Flame-retarding quasi-solid polymer electrolytes for high-safety lithium metal batteries

Lithium metal batteries (LMBs) have gained significant attention due to their potential for high energy density. However, the commonly used liquid carbonate electrolytes in LMBs are highly flammable and prone to leakage, which can lead to safety concerns such as gas production, cell swelling, fire, and even explosions during thermal runaway. To address these safety issues, all-solid electrolytes, including solid polymeric and inorganic electrolytes, have been proposed as the ultimate solution. However, all-solid polymeric electrolytes suffer from poor conductivity in the bulk electrolyte, while all-solid inorganic electrolytes face challenges with poor contact at the electrode/electrolyte interfaces, making it difficult to commercialize all solid-state LMBs.

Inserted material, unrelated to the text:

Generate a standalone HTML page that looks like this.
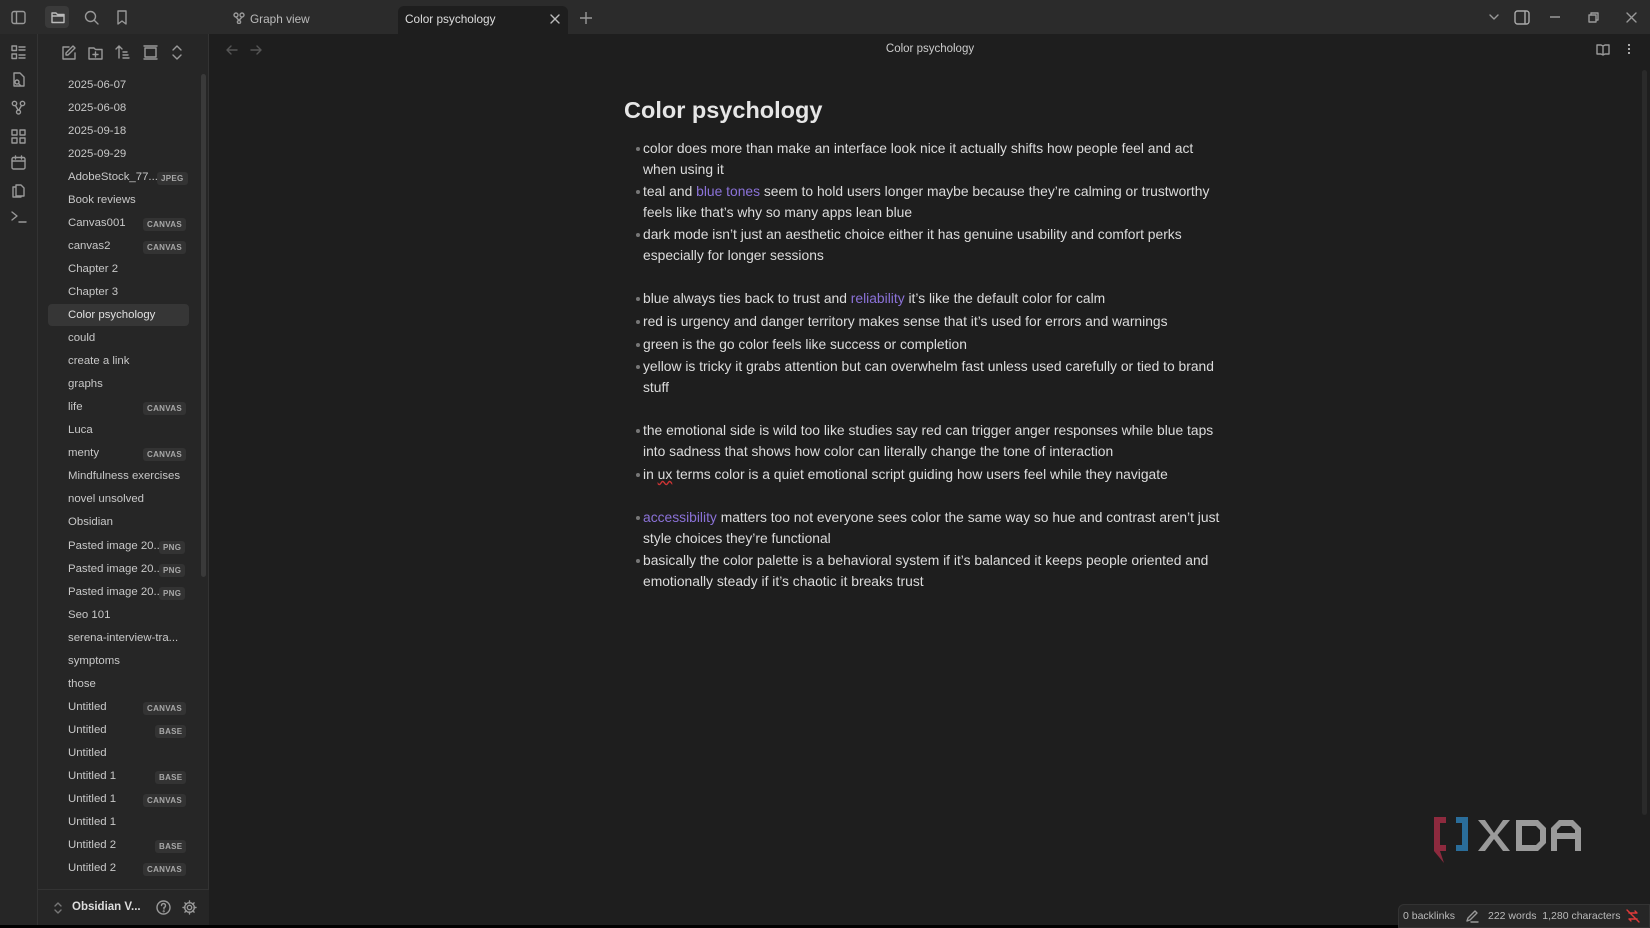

As a compromise solution, flame-retarding semi-solid polymeric electrolytes have emerged as a promising alternative in recent years, offering improved safety, excellent electrochemical performance, and great potential for commercialization. In this review, we introduce the concept that semi-solid polymeric electrolytes should possess four key dimensions of performance: physical characteristics, electrochemical characteristics, interfacial characteristics, and cost characteristics. Besides, we discuss the recent research advancements in various types of flame-retarding semisolid polymer electrolytes, including phosphate ester-based quasi-solid polymer electrolytes, ionic liquid-based quasi-solid polymer electrolytes, nitrile-based quasi-solid polymer electrolytes, fluorine-based quasi-solid polymer electrolytes, and other non-flammable quasi-solid polymer electrolytes. We also examine their flameretarding properties, mechanisms, and electrochemical performance. Furthermore, we discuss the challenges and potential directions for future development of flame-retarding quasi-solid polymer electrolytes.